[START OF GIVEN MATERIAL]

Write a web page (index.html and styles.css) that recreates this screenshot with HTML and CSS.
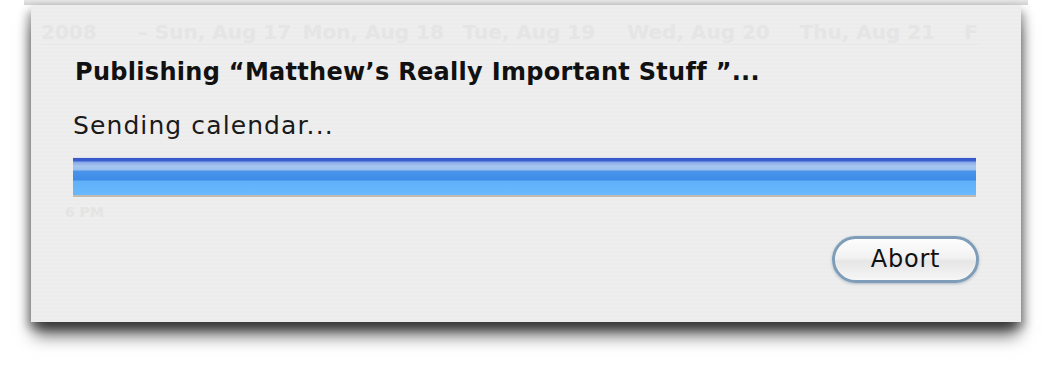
FILE: index.html
```html
<!DOCTYPE html>
<html>
<head>
<meta charset="utf-8">
<link rel="stylesheet" href="styles.css">
</head>
<body>
<div class="stage">
  <div class="topbar"></div>
  <div class="sheet">
    <div class="ghost-row">
      <span class="g1">2008</span>
      <span class="g2">– Sun, Aug 17</span>
      <span class="g3">Mon, Aug 18</span>
      <span class="g4">Tue, Aug 19</span>
      <span class="g5">Wed, Aug 20</span>
      <span class="g6">Thu, Aug 21</span>
      <span class="g7">F</span>
    </div>
    <div class="title">Publishing “Matthew’s Really Important Stuff ”...</div>
    <div class="status">Sending calendar...</div>
    <div class="progress"><div class="fill"></div></div>
    <div class="ghost-time">6 PM</div>
    <div class="actions">
      <button class="btn">Abort</button>
    </div>
  </div>
</div>
</body>
</html>
```
FILE: styles.css
```css
* { box-sizing: border-box; }
html, body { margin: 0; padding: 0; background: #ffffff; }
body { width: 1050px; height: 375px; overflow: hidden; font-family: "DejaVu Sans", "Liberation Sans", sans-serif; }

.stage { width: 1050px; height: 375px; display: flex; flex-direction: column; }

.topbar {
  height: 5px;
  margin-left: 24px;
  width: 1004px;
  background: linear-gradient(#e6e6e6, #d2d2d2);
}

.sheet {
  margin-left: 31px;
  width: 990px;
  height: 317px;
  background: repeating-linear-gradient(#eeeeee 0, #eeeeee 2px, #ececec 2px, #ececec 4px);
  box-shadow: 0 16px 16px -3px rgba(0,0,0,0.62), -4px 6px 9px rgba(0,0,0,0.28), 4px 6px 9px rgba(0,0,0,0.28);
  padding: 14px 43px 0 44px;
  display: flex;
  flex-direction: column;
}

.ghost-row {
  height: 26px;
  display: flex;
  font-size: 20px;
  font-weight: bold;
  color: #e5e5e5;
  line-height: 26px;
  margin-left: -34px;
  white-space: nowrap;
  overflow: hidden;
  border-bottom: 1px solid #e7e7e7;
}
.ghost-row span { display: block; }
.g1 { width: 100px; }
.g2 { width: 170px; }
.g3 { width: 165px; }
.g4 { width: 170px; }
.g5 { width: 178px; }
.g6 { width: 170px; }

.title {
  margin-top: 13px;
  font-size: 24px;
  font-weight: bold;
  letter-spacing: 0.3px;
  line-height: 28px;
  color: #111111;
  white-space: nowrap;
}

.status {
  margin-top: 26px;
  margin-left: -2px;
  font-size: 25px;
  letter-spacing: 1.1px;
  line-height: 28px;
  color: #1a1a1a;
  white-space: nowrap;
}

.progress {
  margin-top: 17px;
  margin-left: -2px;
  width: 903px;
  height: 40px;
  padding: 1px 0 2px 0;
  background: linear-gradient(#dfe2ee, #dfe2ee 1px, transparent 1px, transparent 38px, #c2bbb0 38px);
}
.fill {
  height: 100%;
  background: linear-gradient(
    #3657c8 0, #3a60d2 3px,
    #86a8e6 4px, #a7c5ef 8px, #9cc0f0 12px,
    #4b94e9 13px, #3d8ae8 22px,
    #5fb0f8 23px, #6ab9ff 100%);
}

.ghost-time {
  margin-top: 6px;
  margin-left: -10px;
  height: 18px;
  font-size: 14px;
  line-height: 18px;
  color: #e4e4e4;
  font-weight: bold;
}

.actions {
  margin-top: 15px;
  display: flex;
  justify-content: flex-end;
  margin-right: -1px;
}

.btn {
  width: 147px;
  height: 47px;
  border-radius: 24px;
  border: 3px solid #7f9db9;
  background: linear-gradient(#fdfdfd 0%, #f2f2f2 45%, #e6e6e6 55%, #f6f6f6 100%);
  box-shadow: 0 1px 3px rgba(60,90,120,0.35), inset 0 0 2px rgba(255,255,255,0.9);
  font-family: "DejaVu Sans", "Liberation Sans", sans-serif;
  font-size: 24px;
  letter-spacing: 0.8px;
  color: #111111;
  padding: 0 0 3px 0;
  line-height: 40px;
}
```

[END OF GIVEN MATERIAL]

Skipping the pictures, transcribe each line above exactly as it appears.

Write a web page (index.html and styles.css) that recreates this screenshot with HTML and CSS.
FILE: index.html
```html
<!DOCTYPE html>
<html>
<head>
<meta charset="utf-8">
<link rel="stylesheet" href="styles.css">
</head>
<body>
<div class="stage">
  <div class="topbar"></div>
  <div class="sheet">
    <div class="ghost-row">
      <span class="g1">2008</span>
      <span class="g2">– Sun, Aug 17</span>
      <span class="g3">Mon, Aug 18</span>
      <span class="g4">Tue, Aug 19</span>
      <span class="g5">Wed, Aug 20</span>
      <span class="g6">Thu, Aug 21</span>
      <span class="g7">F</span>
    </div>
    <div class="title">Publishing “Matthew’s Really Important Stuff ”...</div>
    <div class="status">Sending calendar...</div>
    <div class="progress"><div class="fill"></div></div>
    <div class="ghost-time">6 PM</div>
    <div class="actions">
      <button class="btn">Abort</button>
    </div>
  </div>
</div>
</body>
</html>
```
FILE: styles.css
```css
* { box-sizing: border-box; }
html, body { margin: 0; padding: 0; background: #ffffff; }
body { width: 1050px; height: 375px; overflow: hidden; font-family: "DejaVu Sans", "Liberation Sans", sans-serif; }

.stage { width: 1050px; height: 375px; display: flex; flex-direction: column; }

.topbar {
  height: 5px;
  margin-left: 24px;
  width: 1004px;
  background: linear-gradient(#e6e6e6, #d2d2d2);
}

.sheet {
  margin-left: 31px;
  width: 990px;
  height: 317px;
  background: repeating-linear-gradient(#eeeeee 0, #eeeeee 2px, #ececec 2px, #ececec 4px);
  box-shadow: 0 16px 16px -3px rgba(0,0,0,0.62), -4px 6px 9px rgba(0,0,0,0.28), 4px 6px 9px rgba(0,0,0,0.28);
  padding: 14px 43px 0 44px;
  display: flex;
  flex-direction: column;
}

.ghost-row {
  height: 26px;
  display: flex;
  font-size: 20px;
  font-weight: bold;
  color: #e5e5e5;
  line-height: 26px;
  margin-left: -34px;
  white-space: nowrap;
  overflow: hidden;
  border-bottom: 1px solid #e7e7e7;
}
.ghost-row span { display: block; }
.g1 { width: 100px; }
.g2 { width: 170px; }
.g3 { width: 165px; }
.g4 { width: 170px; }
.g5 { width: 178px; }
.g6 { width: 170px; }

.title {
  margin-top: 13px;
  font-size: 24px;
  font-weight: bold;
  letter-spacing: 0.3px;
  line-height: 28px;
  color: #111111;
  white-space: nowrap;
}

.status {
  margin-top: 26px;
  margin-left: -2px;
  font-size: 25px;
  letter-spacing: 1.1px;
  line-height: 28px;
  color: #1a1a1a;
  white-space: nowrap;
}

.progress {
  margin-top: 17px;
  margin-left: -2px;
  width: 903px;
  height: 40px;
  padding: 1px 0 2px 0;
  background: linear-gradient(#dfe2ee, #dfe2ee 1px, transparent 1px, transparent 38px, #c2bbb0 38px);
}
.fill {
  height: 100%;
  background: linear-gradient(
    #3657c8 0, #3a60d2 3px,
    #86a8e6 4px, #a7c5ef 8px, #9cc0f0 12px,
    #4b94e9 13px, #3d8ae8 22px,
    #5fb0f8 23px, #6ab9ff 100%);
}

.ghost-time {
  margin-top: 6px;
  margin-left: -10px;
  height: 18px;
  font-size: 14px;
  line-height: 18px;
  color: #e4e4e4;
  font-weight: bold;
}

.actions {
  margin-top: 15px;
  display: flex;
  justify-content: flex-end;
  margin-right: -1px;
}

.btn {
  width: 147px;
  height: 47px;
  border-radius: 24px;
  border: 3px solid #7f9db9;
  background: linear-gradient(#fdfdfd 0%, #f2f2f2 45%, #e6e6e6 55%, #f6f6f6 100%);
  box-shadow: 0 1px 3px rgba(60,90,120,0.35), inset 0 0 2px rgba(255,255,255,0.9);
  font-family: "DejaVu Sans", "Liberation Sans", sans-serif;
  font-size: 24px;
  letter-spacing: 0.8px;
  color: #111111;
  padding: 0 0 3px 0;
  line-height: 40px;
}
```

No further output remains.